À titre d’exemple, la culture  biodynamique implique généralement le recours à des animaux (cheval, mouton, corne de vache, fumier…) en remplacement des machineries agricoles (très lourdes pour le sol) et des produits chimiques fertilisants ou herbicides (polluant pour l’environnement). On peut aussi faire appel aux astres en culture biodynamique et notamment au calendrier lunaire!

Notre valeureux vigneron suivra ses vignes durant toute la saison estivale et leur appliquera différents traitements (tailles-effeuillages, engrais…), selon les exigences du moment et son bon jugement, ce qui pourra contribuer à influencer le rendement des vignes et le murissement du raisin. Lorsqu’arrive la période des vendanges, il s’assurera que le degré Brix du raisin (sucre) est à point. Dans l’affirmative, il transmettra ses directives aux vendangeurs pour une cueillette sélective des raisins en fonction de la maturité de ceux-ci qui peut différée selon le relief des différentes parcelles du vignoble. Il suivra le pressurage du raisin et toutes les étapes de la fermentation du moût en vin, en s’assurant notamment de la propreté de la cuverie et du bon degré de température pour favoriser une fermentation  adéquate.

Puis, le temps fera son oeuvre tout en nécessitant une supervision de la part du vigneron durant toutes les étapes de la maturation, du vieillissement et de la mise en bouteille du vin. À la sortie des chais, d’autres facteurs pourront affecter la qualité du vin dont le type de contenants et de bouchons utilisés, le transport, l’entreposage, la lumière, la chaleur… 

Quelques mots sur monsieur Biron

M. Rodrigue Biron, ex-ministre, 1981-1985
Ministère de l'industrie, du Commerce et du Tourisme, Québec
Monsieur Rodrigue Biron est né à Sainte-Croix de Lotbinière en 1934. Il vit présentement dans la région de Québec sur le bord du fleuve Saint-Laurent, avec vue sur le pont de Québec, en direction est, et sur le clocher de l’église de Sainte-Croix à l’ouest, le village de son enfance. Il détient, entre autres, une formation en technologie de l’Institut technologique de Québec et en administration-marketing de l’Université Laval. Il a été un homme d’affaires accompli, en plus de siéger sur plusieurs conseils d’administration de sociétés privées et publiques, dont la Caisse de Dépôt et Placement du Québec. Il s’est également avéré un homme politique d’envergure et d’action, dont ministre de l’Industrie, du Commerce et du Tourisme du Québec, au gouvernement du Parti Québécois, de 1981 à 1985. À ce titre, il a été responsable, notamment, de la réforme sur l’industrie des boissons alcooliques de 1983-84 qui a lancé la production artisanale de boissons alcooliques au Québec. Il aura été un ministre populaire, apprécié et respecté des interlocuteurs qu’il a côtoyés et particulièrement des employés cadres du ministère. Ses principales qualités sont sa grande écoute proactive, son humanisme, sa vision, son esprit d’entrepreneuriat et sa fougue dans l’action.

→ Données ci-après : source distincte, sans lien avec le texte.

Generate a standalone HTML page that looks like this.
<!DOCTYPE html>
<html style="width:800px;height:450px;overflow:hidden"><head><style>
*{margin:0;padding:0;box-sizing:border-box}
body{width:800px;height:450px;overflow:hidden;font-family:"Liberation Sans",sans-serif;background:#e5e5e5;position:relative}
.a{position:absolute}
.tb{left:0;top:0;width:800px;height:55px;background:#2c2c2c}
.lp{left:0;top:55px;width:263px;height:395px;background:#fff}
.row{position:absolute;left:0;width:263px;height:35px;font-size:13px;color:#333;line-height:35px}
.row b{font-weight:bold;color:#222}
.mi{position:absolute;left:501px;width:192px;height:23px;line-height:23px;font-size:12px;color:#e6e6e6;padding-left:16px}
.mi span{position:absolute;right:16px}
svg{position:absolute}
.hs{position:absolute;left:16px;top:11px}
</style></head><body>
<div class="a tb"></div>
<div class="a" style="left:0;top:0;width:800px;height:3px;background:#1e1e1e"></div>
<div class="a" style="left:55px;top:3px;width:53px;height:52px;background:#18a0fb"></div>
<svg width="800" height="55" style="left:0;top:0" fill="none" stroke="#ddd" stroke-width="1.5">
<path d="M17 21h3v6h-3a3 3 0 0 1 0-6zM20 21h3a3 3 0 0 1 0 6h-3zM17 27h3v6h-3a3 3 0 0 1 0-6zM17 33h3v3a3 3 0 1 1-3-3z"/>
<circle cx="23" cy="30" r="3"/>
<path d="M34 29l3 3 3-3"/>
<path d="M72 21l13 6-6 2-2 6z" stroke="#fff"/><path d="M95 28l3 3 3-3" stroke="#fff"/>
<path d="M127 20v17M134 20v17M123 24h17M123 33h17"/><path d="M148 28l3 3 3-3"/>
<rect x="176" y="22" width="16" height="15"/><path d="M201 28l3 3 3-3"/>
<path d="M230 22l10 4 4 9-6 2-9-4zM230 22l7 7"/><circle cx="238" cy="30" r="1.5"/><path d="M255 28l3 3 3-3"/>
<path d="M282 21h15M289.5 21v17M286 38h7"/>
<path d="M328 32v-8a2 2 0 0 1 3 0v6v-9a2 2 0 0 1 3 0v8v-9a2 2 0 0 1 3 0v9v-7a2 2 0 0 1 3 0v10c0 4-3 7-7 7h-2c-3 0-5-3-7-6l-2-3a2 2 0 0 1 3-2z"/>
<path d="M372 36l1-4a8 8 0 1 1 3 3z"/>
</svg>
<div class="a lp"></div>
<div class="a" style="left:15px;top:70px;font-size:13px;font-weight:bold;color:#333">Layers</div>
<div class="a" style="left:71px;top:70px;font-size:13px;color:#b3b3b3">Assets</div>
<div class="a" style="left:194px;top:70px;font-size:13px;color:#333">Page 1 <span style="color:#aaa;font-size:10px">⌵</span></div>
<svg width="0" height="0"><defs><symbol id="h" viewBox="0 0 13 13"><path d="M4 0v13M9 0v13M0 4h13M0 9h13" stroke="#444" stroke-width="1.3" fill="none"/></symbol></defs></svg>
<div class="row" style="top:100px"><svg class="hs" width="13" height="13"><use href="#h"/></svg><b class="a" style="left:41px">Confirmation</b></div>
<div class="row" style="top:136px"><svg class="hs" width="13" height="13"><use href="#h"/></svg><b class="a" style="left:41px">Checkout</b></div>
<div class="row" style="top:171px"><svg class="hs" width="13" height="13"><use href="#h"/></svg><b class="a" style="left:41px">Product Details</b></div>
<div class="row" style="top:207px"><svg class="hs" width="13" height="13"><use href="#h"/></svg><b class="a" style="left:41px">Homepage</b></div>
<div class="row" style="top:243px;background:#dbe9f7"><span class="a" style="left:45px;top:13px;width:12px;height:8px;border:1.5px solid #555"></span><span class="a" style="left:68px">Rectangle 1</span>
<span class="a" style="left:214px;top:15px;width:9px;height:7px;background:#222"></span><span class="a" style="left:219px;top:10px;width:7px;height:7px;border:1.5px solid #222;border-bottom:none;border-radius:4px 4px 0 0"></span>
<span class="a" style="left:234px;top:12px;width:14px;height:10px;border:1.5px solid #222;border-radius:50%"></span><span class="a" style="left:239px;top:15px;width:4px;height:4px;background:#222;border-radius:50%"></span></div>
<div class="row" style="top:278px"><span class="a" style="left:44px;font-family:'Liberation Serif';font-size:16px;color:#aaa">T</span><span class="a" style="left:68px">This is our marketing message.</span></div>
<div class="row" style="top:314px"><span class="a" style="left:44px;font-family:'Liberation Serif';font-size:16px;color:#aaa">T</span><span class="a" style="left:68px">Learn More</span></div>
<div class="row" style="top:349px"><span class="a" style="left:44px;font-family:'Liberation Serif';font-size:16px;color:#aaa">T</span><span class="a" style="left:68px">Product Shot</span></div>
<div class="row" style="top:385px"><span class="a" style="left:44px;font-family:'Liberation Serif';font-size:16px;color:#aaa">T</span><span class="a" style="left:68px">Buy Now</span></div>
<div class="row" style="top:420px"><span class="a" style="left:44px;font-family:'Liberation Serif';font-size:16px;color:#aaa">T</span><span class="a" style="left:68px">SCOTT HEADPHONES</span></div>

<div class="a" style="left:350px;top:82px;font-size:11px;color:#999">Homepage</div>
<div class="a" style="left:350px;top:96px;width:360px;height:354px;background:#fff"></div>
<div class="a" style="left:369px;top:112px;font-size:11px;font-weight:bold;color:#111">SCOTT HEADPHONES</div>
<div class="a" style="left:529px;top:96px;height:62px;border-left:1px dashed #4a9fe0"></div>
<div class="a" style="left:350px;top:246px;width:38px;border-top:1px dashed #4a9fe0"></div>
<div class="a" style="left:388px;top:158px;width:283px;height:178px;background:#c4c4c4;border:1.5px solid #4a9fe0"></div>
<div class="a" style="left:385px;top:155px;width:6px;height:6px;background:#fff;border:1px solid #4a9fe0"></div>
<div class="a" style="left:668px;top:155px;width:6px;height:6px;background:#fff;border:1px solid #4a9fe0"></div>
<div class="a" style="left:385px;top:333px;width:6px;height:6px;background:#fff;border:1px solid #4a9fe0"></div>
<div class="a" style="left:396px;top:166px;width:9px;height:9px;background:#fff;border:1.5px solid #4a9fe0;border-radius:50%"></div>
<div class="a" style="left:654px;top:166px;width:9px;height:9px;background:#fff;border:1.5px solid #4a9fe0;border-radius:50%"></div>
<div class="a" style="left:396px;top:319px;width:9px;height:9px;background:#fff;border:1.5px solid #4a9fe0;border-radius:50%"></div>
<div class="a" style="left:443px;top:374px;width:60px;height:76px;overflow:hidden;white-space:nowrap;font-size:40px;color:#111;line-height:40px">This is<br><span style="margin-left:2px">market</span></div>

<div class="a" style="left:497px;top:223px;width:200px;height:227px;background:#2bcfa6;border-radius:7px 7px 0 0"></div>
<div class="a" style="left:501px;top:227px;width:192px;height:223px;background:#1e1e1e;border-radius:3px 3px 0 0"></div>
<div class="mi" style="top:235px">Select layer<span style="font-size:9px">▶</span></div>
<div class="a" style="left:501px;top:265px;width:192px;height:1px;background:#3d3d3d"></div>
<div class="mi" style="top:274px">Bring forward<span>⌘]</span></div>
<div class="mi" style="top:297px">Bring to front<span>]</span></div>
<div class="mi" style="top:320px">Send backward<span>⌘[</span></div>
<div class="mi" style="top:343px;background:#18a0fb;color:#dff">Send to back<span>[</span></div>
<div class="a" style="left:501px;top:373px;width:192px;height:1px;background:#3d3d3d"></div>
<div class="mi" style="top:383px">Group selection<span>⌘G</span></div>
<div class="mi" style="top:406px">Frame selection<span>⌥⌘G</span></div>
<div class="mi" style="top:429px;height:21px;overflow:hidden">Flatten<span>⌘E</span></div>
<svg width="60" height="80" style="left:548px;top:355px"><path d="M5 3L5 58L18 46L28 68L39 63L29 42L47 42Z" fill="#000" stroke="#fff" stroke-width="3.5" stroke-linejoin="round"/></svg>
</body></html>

M. Biron a toujours eu une grande confiance dans la capacité des Québécoises et des Québécois d’innover et de réussir! Aujourd’hui, le Québec compte plus d’une centaine de cidreries ainsi que près de 200 vignobles et de 350 microbrasseries. Aussi, le réseau des distilleries artisanales s’est beaucoup développé au cours de la dernière décennie et regroupe maintenant une cinquantaine de producteurs. Ce ministre a ainsi contribué à la création de plusieurs milliers d’emplois, voire plus d’une dizaine de milliers en incluant les emplois indirects. Il a aussi favorisé l’instauration d’un nouvel art de vivre au Québec. En effet, c’est maintenant devenu très couru  de se rendre dans les vignobles, les microbrasseries et chez les autres producteurs artisans de boissons alcooliques pour y rencontrer le producteur-artisan et goûter ses produits. Enfin, les producteurs de boissons alcooliques artisanales élaborent des produits de grande qualité comme en témoignent les milliers de prix et de médailles remportés par ceux-ci, aux échelles nationale et internationale, depuis la fin des années 1980.

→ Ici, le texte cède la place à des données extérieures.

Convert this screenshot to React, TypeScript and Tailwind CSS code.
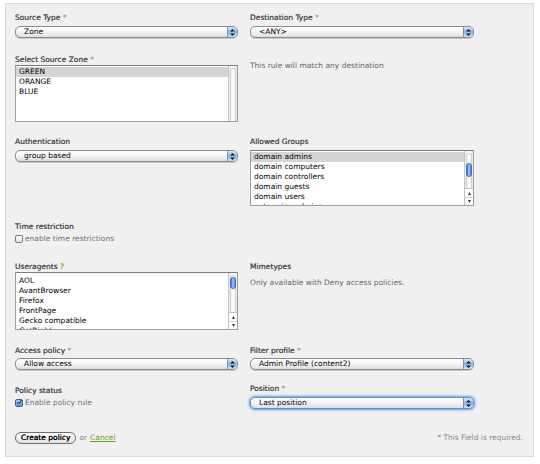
import React from 'react';
import clsx from 'clsx';

// Aqua-style stepper arrows drawn inside a popup select
function StepperArrows() {
    return (
        <svg width="5" height="7" viewBox="0 0 5 7">
            <path d="M2.5 0 L5 2.6 L0 2.6 Z" fill="#1a1a1a" />
            <path d="M2.5 7 L5 4.4 L0 4.4 Z" fill="#1a1a1a" />
        </svg>
    );
}

function PopupSelect({ value, focused }: { value: string; focused?: boolean }) {
    return (
        <div
            className={clsx(
                'relative flex h-[12px] items-center rounded-[5px] border bg-gradient-to-b from-white via-[#f4f4f4] to-[#dedede] pl-[8px] text-black',
                focused
                    ? 'border-[#5f8fd3] shadow-[0_0_0_1px_#8db4e7,0_0_2px_2px_#b4cff0]'
                    : 'border-[#8a8a8a] shadow-[0_1px_0_#c9c9c9]'
            )}
        >
            <span className="leading-[10px]">{value}</span>
            <span className="absolute right-0 top-0 bottom-0 flex w-[10px] items-center justify-center rounded-r-[4px] border-l border-[#6f93c4] bg-gradient-to-b from-[#d8e7f8] via-[#86b6ec] to-[#cfe2f7]">
                <StepperArrows />
            </span>
        </div>
    );
}

function ScrollTrack({ thumbTop, thumbHeight, arrows }: { thumbTop?: number; thumbHeight?: number; arrows?: boolean }) {
    return (
        <div className="relative flex w-[9px] flex-col border-l border-[#c4c4c4] bg-gradient-to-r from-[#e9e9e9] via-white to-[#e9e9e9]">
            <div className="mx-[1px] mt-[2px] flex-1 rounded-t-[4px] border-x border-t border-[#d0d0d0]" />
            {thumbTop !== undefined && (
                <div
                    className="absolute left-[1px] w-[6px] rounded-[3px] border border-[#3c6db3] bg-gradient-to-r from-[#2d6ad6] via-[#a9ccf6] to-[#3f7de0]"
                    style={{ top: thumbTop, height: thumbHeight }}
                />
            )}
            {arrows && (
                <div className="flex flex-col border-t border-[#c4c4c4] bg-white">
                    <div className="flex h-[8px] items-center justify-center">
                        <svg width="3" height="3" viewBox="0 0 3 3"><path d="M1.5 0 L3 3 L0 3 Z" fill="#333" /></svg>
                    </div>
                    <div className="flex h-[8px] items-center justify-center border-t border-[#d6d6d6]">
                        <svg width="3" height="3" viewBox="0 0 3 3"><path d="M1.5 3 L3 0 L0 0 Z" fill="#333" /></svg>
                    </div>
                </div>
            )}
        </div>
    );
}

function ListBox({
    items,
    selected,
    height,
    padTop = 1,
    thumbTop,
    thumbHeight,
    arrows,
}: {
    items: string[];
    selected?: number;
    height: number;
    padTop?: number;
    thumbTop?: number;
    thumbHeight?: number;
    arrows?: boolean;
}) {
    return (
        <div className="flex overflow-hidden border border-[#9d9d9d] border-t-[#7d7d7d] bg-white" style={{ height }}>
            <div className="flex-1 overflow-hidden" style={{ paddingTop: padTop }}>
                {items.map((item, i) => (
                    <div key={item} className={clsx('h-[10px] pl-[3px] leading-[10px] text-black', i === selected && 'bg-[#d4d4d4]')}>
                        {item}
                    </div>
                ))}
            </div>
            <ScrollTrack thumbTop={thumbTop} thumbHeight={thumbHeight} arrows={arrows} />
        </div>
    );
}

function Label({ children }: { children: React.ReactNode }) {
    return <div className="h-[11px] leading-[11px] text-[#4f4f4f] [text-shadow:0_0_0.4px_#4f4f4f]">{children}</div>;
}

function Req() {
    return <span className="text-[#8a8a8a] [text-shadow:none]"> *</span>;
}

function CheckBox({ checked, label }: { checked?: boolean; label: string }) {
    return (
        <label className="flex h-[11px] items-center gap-[2px] text-[#707070]">
            <span
                className={clsx(
                    'flex h-[8px] w-[8px] items-center justify-center rounded-[2px] border',
                    checked ? 'border-[#3a63a3] bg-gradient-to-b from-[#a9cdf4] to-[#4f8de0]' : 'border-[#7c7c7c] bg-gradient-to-b from-white to-[#e4e4e4]'
                )}
            >
                {checked && (
                    <svg width="8" height="8" viewBox="0 0 8 8" className="-mt-[2px] ml-[1px]">
                        <path d="M1 4.2 L3.2 6.6 L7.6 0.4" fill="none" stroke="#111" strokeWidth="1.6" />
                    </svg>
                )}
            </span>
            {label}
        </label>
    );
}

const zones = ['GREEN', 'ORANGE', 'BLUE'];
const groups = ['domain admins', 'domain computers', 'domain controllers', 'domain guests', 'domain users', 'enterprise admins'];
const agents = ['AOL', 'AvantBrowser', 'Firefox', 'FrontPage', 'Gecko compatible', 'GetRight'];

export default function App() {
    return (
        <div className="h-[464px] w-[540px] bg-white pl-[5px] pt-[3px] font-['DejaVu_Sans',sans-serif] text-[7.5px]">
            <div className="flex h-[454px] w-[529px] flex-col border border-[#dadada] bg-[#f0f0f0] px-[9px]">
                {/* source / destination */}
                <div className="mt-[8px] grid grid-cols-[223px_224px] gap-x-[12px]">
                    <div>
                        <Label>Source Type<Req /></Label>
                        <div className="mt-[3px]"><PopupSelect value="Zone" /></div>
                    </div>
                    <div>
                        <Label>Destination Type<Req /></Label>
                        <div className="mt-[3px]"><PopupSelect value="<ANY>" /></div>
                    </div>
                </div>

                <div className="mt-[16px] grid grid-cols-[223px_224px] gap-x-[12px]">
                    <div>
                        <Label>Select Source Zone<Req /></Label>
                        <ListBox items={zones} selected={0} height={57} />
                    </div>
                    <div className="pt-[6px] leading-[11px] text-[#666]">This rule will match any destination</div>
                </div>

                {/* authentication */}
                <div className="mt-[14px] grid grid-cols-[223px_224px] gap-x-[12px]">
                    <div>
                        <Label>Authentication</Label>
                        <div className="mt-[3px]"><PopupSelect value="group based" /></div>
                    </div>
                    <div>
                        <Label>Allowed Groups</Label>
                        <div className="mt-[3px]">
                            <ListBox items={groups} selected={0} height={56} thumbTop={12} thumbHeight={14} arrows />
                        </div>
                    </div>
                </div>

                <div className="mt-[15px]">
                    <Label>Time restriction</Label>
                    <div className="mt-[1px]"><CheckBox label="enable time restrictions" /></div>
                </div>

                {/* useragents / mimetypes */}
                <div className="mt-[17px] grid grid-cols-[223px_224px] gap-x-[12px]">
                    <div>
                        <Label>
                            Useragents <span className="text-[#79aa2c] [text-shadow:0_0_0.4px_#79aa2c]">?</span>
                        </Label>
                        <ListBox items={agents} height={58} padTop={3} thumbTop={4} thumbHeight={12} arrows />
                    </div>
                    <div>
                        <Label>Mimetypes</Label>
                        <div className="mt-[5px] leading-[11px] text-[#666]">Only available with Deny access policies.</div>
                    </div>
                </div>

                {/* policy */}
                <div className="mt-[15px] grid grid-cols-[223px_224px] gap-x-[12px]">
                    <div>
                        <Label>Access policy<Req /></Label>
                        <div className="mt-[2px]"><PopupSelect value="Allow access" /></div>
                    </div>
                    <div>
                        <Label>Filter profile<Req /></Label>
                        <div className="mt-[2px]"><PopupSelect value="Admin Profile (content2)" /></div>
                    </div>
                </div>

                <div className="mt-[15px] grid grid-cols-[223px_224px] gap-x-[12px]">
                    <div>
                        <Label>Policy status</Label>
                        <div className="mt-[1px]"><CheckBox checked label="Enable policy rule" /></div>
                    </div>
                    <div className="-mt-[2px]">
                        <Label>Position<Req /></Label>
                        <div className="mt-[3px]"><PopupSelect value="Last position" focused /></div>
                    </div>
                </div>

                {/* actions */}
                <div className="mt-[23px] flex items-center">
                    <button className="h-[12px] rounded-full border border-[#6d6d6d] bg-gradient-to-b from-white to-[#e2e2e2] px-[5px] leading-[10px] text-black [text-shadow:0_0_0.5px_#000]">
                        Create policy
                    </button>
                    <span className="ml-[3px] text-[#888]">or</span>
                    <a className="ml-[3px] text-[#6f9f1f] underline">Cancel</a>
                    <span className="ml-auto mr-[1px] text-[#888]">* This Field is required.</span>
                </div>
            </div>
        </div>
    );
}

Merci monsieur Biron d’avoir osé lancer la production de boissons alcooliques artisanales au Québec et d’avoir cru dans le talent québécois pour en faire un très grand succès. Vous laissez un legs fabuleux à la société québécoise.

Le mot de la fin

En résumé, une foule de facteurs peuvent influencer l’odeur et le goût d’un vin à cépage unique. L’important est toutefois de le déguster en bonne compagnie et avec le mets approprié, le tout dans le plaisir et dans le respect du savoir-faire ainsi que du travail du vigneron. Santé!

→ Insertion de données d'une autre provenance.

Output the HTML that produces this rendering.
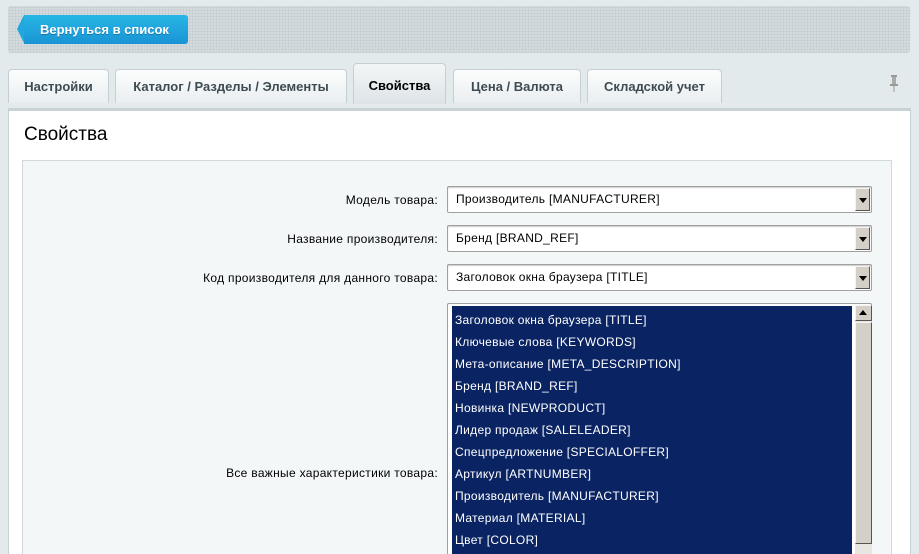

Rédigé par Jacques Ouimet, ex-gestionnaire, ministère Industrie, Commerce et Tourisme du  Québec

Révisé par Suzanne Cromp, Coups de cœur vinicoles

Lu par monsieur Rodrigue Biron et madame Liette Dupuis.

P.S. : Après avoir lu un extrait de cet article, madame Liette Dupuis (conjointe de M. Biron) nous a transmis ces mots : « Nous avons toujours un grand intérêt à mieux comprendre l’élaboration du vin qui nous défie et qui nous ravit! », citation qui passera peut-être à l’histoire!